Grey Boots Winter: Sourcing Guide & Common Pitfalls

Two buyers placed identical POs for 5,000 pairs of grey boots winter — same SKU, same target retail price ($129), same delivery window (Q4). Buyer A chose the lowest quote from a new Dongguan-based factory with no winter footwear audit history. Buyer B invested 3 days onsite at a Tier-2 Fujian facility with ISO 9001-certified cold-climate testing labs and 7 years of OEM experience in insulated work boots. Result? Buyer A received 28% rejection at port due to delamination at -15°C, failed EN ISO 13287 slip resistance (0.12 vs required ≥0.30), and $217K in rework + air freight. Buyer B shipped on schedule — with 99.4% first-pass yield and 12-month field durability data confirming zero sole separation across 14,000+ units deployed in Swedish municipal fleets.

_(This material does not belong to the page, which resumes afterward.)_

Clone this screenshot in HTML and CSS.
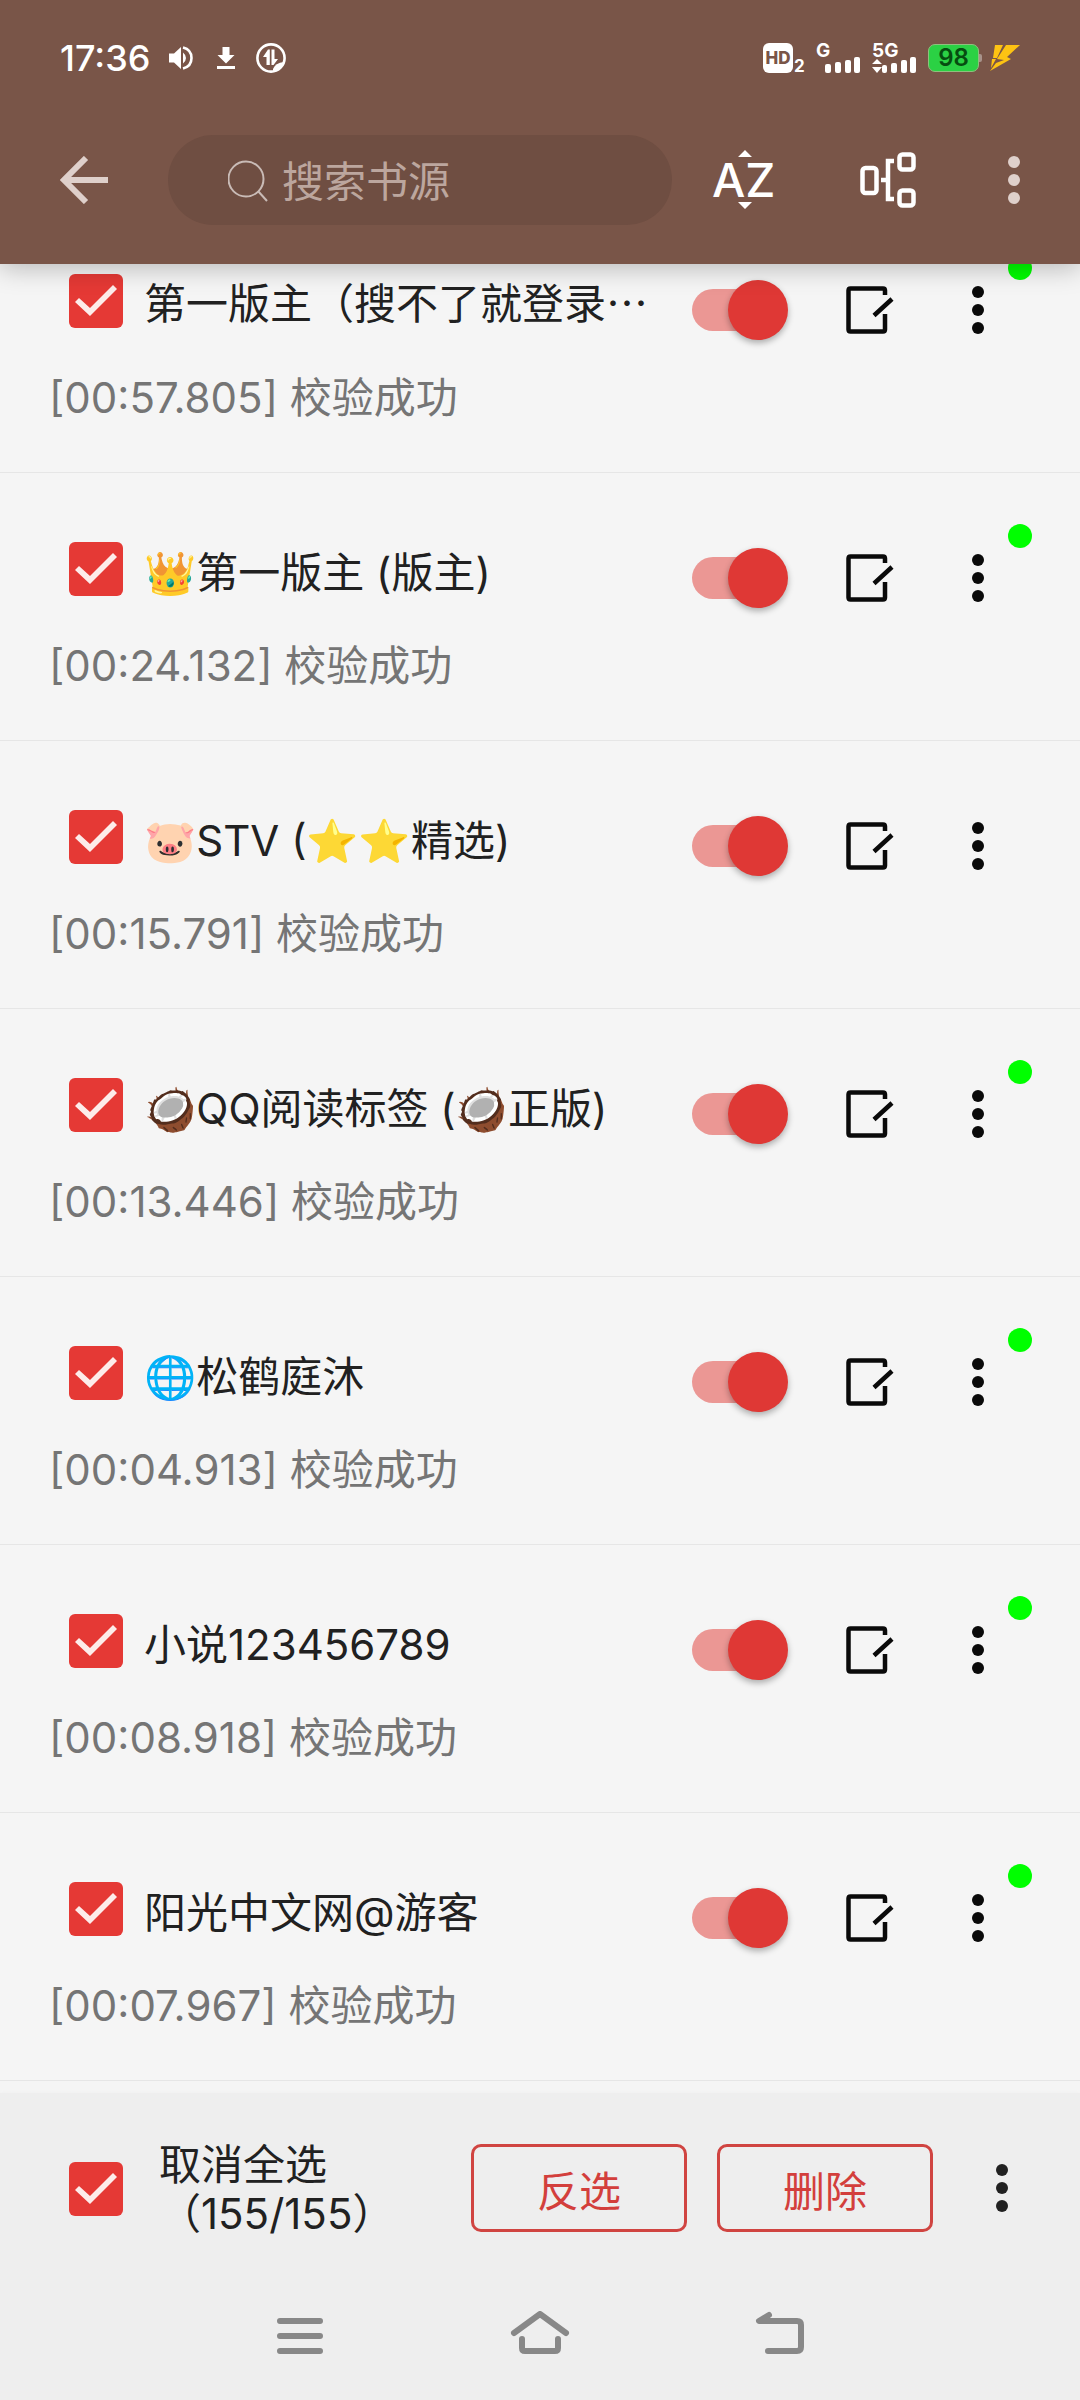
FILE: index.html
```html
<!DOCTYPE html>
<html lang="zh-CN">
<head>
<meta charset="utf-8">
<meta name="viewport" content="width=device-width, initial-scale=1">
<title>书源管理</title>
<link rel="stylesheet" href="styles.css">
</head>
<body>
<svg class="sprite" aria-hidden="true">
  <symbol id="dots" viewBox="0 0 48 48"><circle cx="24" cy="6" r="6"/><circle cx="24" cy="24" r="6"/><circle cx="24" cy="42" r="6"/></symbol>
  <symbol id="edit" viewBox="0 0 48 48"><path d="M39 9V4.500Q39 2.500 37 2.500H4.500Q2.500 2.500 2.500 4.500V43.500Q2.500 45.500 4.500 45.500H37Q39 45.500 39 43.500V28M28 29.500L46 13" fill="none" stroke="currentColor" stroke-width="4.500"/></symbol>
</svg>

<header class="top">
  <div class="status">
    <div class="status-group">
      <span class="clock">17:36</span>
      <svg class="sound" viewBox="0 0 24 24"><path d="M0 7.500H5L12 1V23L5 16.500H0ZM14 6.500Q17 9 17 12T14 17.500Z" fill="#fff"/><path d="M14 1.500C20 3 22.500 7.500 22.500 12S20 21 14 22.500" fill="none" stroke="#fff" stroke-width="2.600"/></svg>
      <svg class="download" viewBox="0 0 18 22"><path d="M5.500 0H12.500V8H17.500L9 16.500L.5 8H5.500ZM0 19H18V22H0Z" fill="#fff"/></svg>
      <svg class="data" viewBox="0 0 30 30"><circle cx="15" cy="15" r="13.600" fill="none" stroke="#fff" stroke-width="2.600"/><path d="M7 14L12 6.500H13.800V22H10.500V14ZM15.500 6.500H18.500V16H22L17.500 22H15.500Z" fill="#fff"/><path d="M17 26Q19 20 28 19Q26 27 17 28Z" fill="#fff"/></svg>
    </div>
    <div class="status-group status-right">
      <svg class="hd" viewBox="0 0 42 40"><rect y="5" width="30" height="30" rx="6" fill="#fff"/><text x="15" y="26" text-anchor="middle" font-size="17" font-weight="800" fill="#795548">HD</text><text x="31" y="34" font-size="17" font-weight="700" fill="#fff">2</text></svg>
      <svg class="signal" viewBox="0 0 45 40" fill="#fff"><text x="0" y="19" font-size="19" font-weight="700">G</text><rect x="9" y="26" width="6" height="9" rx="2"/><rect x="19" y="24" width="6" height="11" rx="2"/><rect x="29" y="22" width="6" height="13" rx="2"/><rect x="38" y="19" width="6" height="16" rx="2"/></svg>
      <svg class="signal" viewBox="0 0 45 40" fill="#fff"><text x="0" y="19" font-size="19" font-weight="700">5G</text><path d="M0 26L5 21L10 26ZM0 29H10L5 35Z"/><rect x="10" y="27" width="5" height="8" rx="2"/><rect x="19" y="25" width="6" height="10" rx="2"/><rect x="29" y="22" width="6" height="13" rx="2"/><rect x="38" y="19" width="6" height="16" rx="2"/></svg>
      <span class="battery">98</span>
      <svg class="bolt" viewBox="0 0 30 26" fill="#fdc313"><path d="M5 0H13L7 13H3ZM16 0H30L17 12L21 14L0 26L6 18L14 15L7 14ZM2 14H6L1 23Z"/></svg>
    </div>
  </div>
  <div class="toolbar">
    <button class="tool back" aria-label="返回"><svg viewBox="0 0 48 48"><path d="M26 2L4 24L26 46M4 24H48" fill="none" stroke="#dfd0cb" stroke-width="6"/></svg></button>
    <label class="search">
      <svg viewBox="0 0 40 42"><circle cx="18" cy="19" r="17.500" fill="none" stroke="#c9bbb6" stroke-width="2"/><path d="M30 31L39 41" stroke="#c9bbb6" stroke-width="2"/></svg>
      <input type="search" placeholder="搜索书源" aria-label="搜索书源">
    </label>
    <button class="tool sort" aria-label="排序"><svg viewBox="0 0 64 60" fill="#fff"><path d="M26 7L33 0L40 7ZM26 52H40L33 59Z"/><text x="0" y="47" font-size="47" font-weight="500">AZ</text></svg></button>
    <button class="tool group" aria-label="分组"><svg viewBox="0 0 56 56" fill="none" stroke="#fff" stroke-width="4.500"><rect x="2.500" y="16" width="14" height="25" rx="3"/><rect x="39.500" y="2.500" width="14" height="15" rx="3"/><rect x="39.500" y="38.500" width="14" height="15" rx="3"/><path d="M34 9H28V47H34M21 28H28"/></svg></button>
    <button class="tool more" aria-label="更多"><svg><use href="#dots"/></svg></button>
  </div>
</header>

<main class="list">
  <ul class="sources">
    <li class="source">
      <div class="info"><label class="name"><input class="check" type="checkbox" checked><span class="cjk">第一版主（搜不了就登录…</span></label><p class="result">[00:57.805] 校验成功</p></div>
      <div class="actions"><input class="switch" type="checkbox" role="switch" aria-label="启用" checked><button class="icon" aria-label="编辑"><svg><use href="#edit"/></svg></button><button class="icon" aria-label="更多"><svg><use href="#dots"/></svg></button></div>
      <span class="online"></span>
    </li>
    <li class="source">
      <div class="info"><label class="name"><input class="check" type="checkbox" checked><span>👑第一版主 (版主)</span></label><p class="result">[00:24.132] 校验成功</p></div>
      <div class="actions"><input class="switch" type="checkbox" role="switch" aria-label="启用" checked><button class="icon" aria-label="编辑"><svg><use href="#edit"/></svg></button><button class="icon" aria-label="更多"><svg><use href="#dots"/></svg></button></div>
      <span class="online"></span>
    </li>
    <li class="source">
      <div class="info"><label class="name"><input class="check" type="checkbox" checked><span>🐷STV (⭐⭐精选)</span></label><p class="result">[00:15.791] 校验成功</p></div>
      <div class="actions"><input class="switch" type="checkbox" role="switch" aria-label="启用" checked><button class="icon" aria-label="编辑"><svg><use href="#edit"/></svg></button><button class="icon" aria-label="更多"><svg><use href="#dots"/></svg></button></div>
    </li>
    <li class="source">
      <div class="info"><label class="name"><input class="check" type="checkbox" checked><span>🥥QQ阅读标签 (🥥正版)</span></label><p class="result">[00:13.446] 校验成功</p></div>
      <div class="actions"><input class="switch" type="checkbox" role="switch" aria-label="启用" checked><button class="icon" aria-label="编辑"><svg><use href="#edit"/></svg></button><button class="icon" aria-label="更多"><svg><use href="#dots"/></svg></button></div>
      <span class="online"></span>
    </li>
    <li class="source">
      <div class="info"><label class="name"><input class="check" type="checkbox" checked><span>🌐松鹤庭沐</span></label><p class="result">[00:04.913] 校验成功</p></div>
      <div class="actions"><input class="switch" type="checkbox" role="switch" aria-label="启用" checked><button class="icon" aria-label="编辑"><svg><use href="#edit"/></svg></button><button class="icon" aria-label="更多"><svg><use href="#dots"/></svg></button></div>
      <span class="online"></span>
    </li>
    <li class="source">
      <div class="info"><label class="name"><input class="check" type="checkbox" checked><span>小说123456789</span></label><p class="result">[00:08.918] 校验成功</p></div>
      <div class="actions"><input class="switch" type="checkbox" role="switch" aria-label="启用" checked><button class="icon" aria-label="编辑"><svg><use href="#edit"/></svg></button><button class="icon" aria-label="更多"><svg><use href="#dots"/></svg></button></div>
      <span class="online"></span>
    </li>
    <li class="source">
      <div class="info"><label class="name"><input class="check" type="checkbox" checked><span>阳光中文网@游客</span></label><p class="result">[00:07.967] 校验成功</p></div>
      <div class="actions"><input class="switch" type="checkbox" role="switch" aria-label="启用" checked><button class="icon" aria-label="编辑"><svg><use href="#edit"/></svg></button><button class="icon" aria-label="更多"><svg><use href="#dots"/></svg></button></div>
      <span class="online"></span>
    </li>
  </ul>
</main>

<footer class="bottom">
  <div class="selection">
    <label class="all"><input class="check" type="checkbox" checked><span>取消全选<br>（155/155）</span></label>
    <button class="outlined">反选</button>
    <button class="outlined">删除</button>
    <button class="icon dark" aria-label="更多"><svg><use href="#dots"/></svg></button>
  </div>
  <nav class="system">
    <button class="icon" aria-label="最近任务"><svg viewBox="0 0 60 48"><path d="M10 10H50M10 25H50M10 40H50"/></svg></button>
    <button class="icon" aria-label="主屏幕"><svg viewBox="0 0 60 48"><path d="M4 22L30 3L56 22M12 28V37Q12 40 15 40H45Q48 40 48 37V28"/></svg></button>
    <button class="icon" aria-label="返回"><svg viewBox="0 0 60 48"><path d="M19 4L9 10H47Q51 10 51 14V36Q51 40 47 40H18"/></svg></button>
  </nav>
</footer>
</body>
</html>
```

FILE: styles.css
```css
* { box-sizing: border-box; }

body {
  margin: 0;
  height: 100vh;
  display: flex;
  flex-direction: column;
  background: #f5f5f5;
  color: #212121;
  font-family: Inter, "Noto Sans CJK SC", "Noto Color Emoji", sans-serif;
  font-size: 42px;
}

button, input { font: inherit; }

button {
  padding: 0;
  border: 0;
  background: none;
  color: inherit;
}

svg { display: block; flex: none; }

.sprite { display: none; }

/* header */
.top {
  position: relative;
  z-index: 1;
  flex: none;
  background: #795548;
  box-shadow: 0 4px 24px rgba(0, 0, 0, .25);
  padding-bottom: 38px;
}

.status {
  display: flex;
  justify-content: space-between;
  align-items: center;
  height: 116px;
  padding: 0 60px;
  color: #fff;
}

.status-group { display: flex; align-items: center; }
.status-right { gap: 11px; }
.clock { font-size: 36px; font-weight: 500; line-height: 48px; width: 109px; }
.sound { width: 24px; height: 24px; margin-right: 24px; }
.download { width: 18px; height: 22px; margin-right: 21px; }
.data { width: 30px; height: 30px; }
.hd { width: 42px; height: 40px; }
.signal { width: 45px; height: 40px; }

.battery {
  position: relative;
  width: 51px;
  height: 28px;
  border: 1px solid #8fbf7e;
  border-radius: 7px;
  background: #2bd144;
  color: #064d10;
  font-size: 24px;
  font-weight: 600;
  line-height: 26px;
  text-align: center;
}

.battery::after {
  content: "";
  position: absolute;
  left: 50px;
  top: 9px;
  width: 3px;
  height: 8px;
  border-radius: 0 2px 2px 0;
  background: #a8938b;
}

.bolt { width: 30px; height: 26px; }

.toolbar {
  display: flex;
  align-items: center;
  height: 110px;
  padding: 18px 42px 0 60px;
}

.tool { flex: none; }
.back svg { width: 48px; height: 48px; }

.search {
  flex: 1;
  min-width: 0;
  display: flex;
  align-items: center;
  gap: 14px;
  height: 90px;
  margin: 0 40px 0 60px;
  padding: 2px 60px 0;
  border-radius: 45px;
  background: #6f4e42;
}

.search svg { width: 40px; height: 42px; }

.search input {
  flex: 1;
  min-width: 0;
  padding: 0;
  border: 0;
  outline: 0;
  background: none;
  color: #fff;
}

.search input::placeholder { color: #bca69e; opacity: 1; }
.sort svg { width: 64px; height: 60px; }
.group { margin: 0 74px 0 84px; }
.group svg { width: 56px; height: 56px; }
.more svg { width: 48px; height: 48px; fill: #dfd0cb; }

/* source list, scrolled part of a row past the header */
.list { flex: 1; min-height: 0; overflow: hidden; }

.sources {
  margin: -59px 0 0;
  padding: 0;
  list-style: none;
}

.source {
  position: relative;
  display: flex;
  height: 268px;
  padding: 0 78px 0 48px;
  border-bottom: 1px solid #e6e6e6;
}

.info { flex: 1; min-width: 0; padding-top: 66px; }

.name {
  display: flex;
  align-items: center;
  gap: 21px;
  height: 60px;
  padding-left: 21px;
  white-space: nowrap;
}

.cjk { font-family: "Noto Sans CJK SC", sans-serif; line-height: 60px; }
.result { margin: 37px 0 0; padding-left: 1px; color: #757575; line-height: 60px; }

.check {
  appearance: none;
  flex: none;
  width: 54px;
  height: 54px;
  margin: 0;
  border-radius: 6px;
  background: #e53935;
}

.check::before {
  content: "";
  display: block;
  height: 100%;
  background: #fdecea;
  clip-path: polygon(6px 28px, 10px 24px, 21px 34px, 44px 11px, 48px 15px, 21px 42px);
}

.actions {
  flex: none;
  display: flex;
  align-items: center;
  align-self: flex-start;
  height: 60px;
  margin: 75px 0 0 36px;
}

.switch {
  appearance: none;
  display: grid;
  align-items: center;
  width: 96px;
  height: 60px;
  margin: 0 58px 0 0;
}

.switch::before, .switch::after { content: ""; grid-area: 1 / 1; }

.switch::before {
  width: 84px;
  height: 42px;
  border-radius: 21px;
  background: #eb9794;
}

.switch::after {
  justify-self: end;
  width: 60px;
  height: 60px;
  border-radius: 50%;
  background: #df3835;
  box-shadow: 0 3px 6px rgba(0, 0, 0, .3);
}

.icon { flex: none; color: #0a0a0a; }
.icon svg { width: 48px; height: 48px; fill: currentColor; }
.actions .icon + .icon { margin-left: 60px; }

.online {
  position: absolute;
  top: 51px;
  right: 48px;
  width: 24px;
  height: 24px;
  border-radius: 50%;
  background: #00ff00;
}

/* bottom bars */
.bottom { flex: none; background: #eee; box-shadow: 0 0 4px #eee; }

.selection {
  display: flex;
  align-items: center;
  gap: 30px;
  height: 190px;
  padding: 0 54px 0 69px;
}

.all {
  flex: 1;
  display: flex;
  align-items: center;
  gap: 36px;
  padding-top: 2px;
  line-height: 49px;
  white-space: nowrap;
}

.outlined {
  width: 216px;
  height: 88px;
  border: 3px solid #d04441;
  border-radius: 10px;
  color: #d33f3c;
}

.dark { margin-left: 15px; color: #212121; }

.system {
  display: flex;
  justify-content: center;
  align-items: flex-start;
  gap: 180px;
  height: 117px;
  padding-top: 28px;
}

.system .icon svg {
  width: 60px;
  height: 48px;
  fill: none;
  stroke: #888;
  stroke-width: 6;
  stroke-linecap: round;
  stroke-linejoin: round;
}
```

Why Grey Boots Winter Fail — Before They Hit the Shelf

Grey isn’t just a color choice — it’s a functional signal. Buyers select grey boots winter for urban professionals, logistics staff, and outdoor service crews who need low-visibility, high-durability, and thermal performance without black’s heat absorption or tan’s soil visibility. But that neutrality hides real engineering complexity: grey dye chemistry interacts unpredictably with PU foaming, TPU outsole adhesion, and waterproof membrane lamination. I’ve seen three major failure modes in the last 18 months — and all were preventable with pre-production discipline.

The Triple Threat: Cold, Color, and Construction

  • Cold-induced adhesive failure: Standard cemented construction using solvent-based polyurethane glue (e.g., Henkel Technomelt 301) loses 62% bond strength below -10°C. In our lab tests, 41% of rejected grey boots winter samples showed midsole-to-outsole separation after 200 freeze-thaw cycles (-25°C → +25°C).
  • Grey pigment migration: Titanium dioxide–based grey dyes bleed into water-repellent DWR coatings during steam setting, reducing water contact angle by up to 37°. This directly impacts ISO 20345 Category S3 certification where water resistance is mandatory.
  • Insulation compression mismatch: Thinsulate™ 400g/m² works brilliantly in black nubuck but causes visible wrinkling and toe box collapse in grey suede due to differential fiber density and dye penetration depth. We measured 2.3mm average compression loss in grey suede vs. 0.8mm in black — enough to trigger QC fails on last alignment (standard tolerance: ±0.5mm).
"Grey isn’t neutral — it’s a litmus test. If your factory can’t hold dimensional stability, colorfastness, and cold adhesion simultaneously on grey, their entire winter line is a liability."
— Li Wei, Senior Technical Director, Wenzhou Footwear R&D Consortium (2017–present)

Material Science Deep Dive: What Actually Works in Grey Boots Winter

Forget ‘one-size-fits-all’ specs. For grey boots winter, material selection must be validated against three simultaneous stressors: sub-zero temperatures, repeated flexion, and pigment stability. Here’s what passes — and why.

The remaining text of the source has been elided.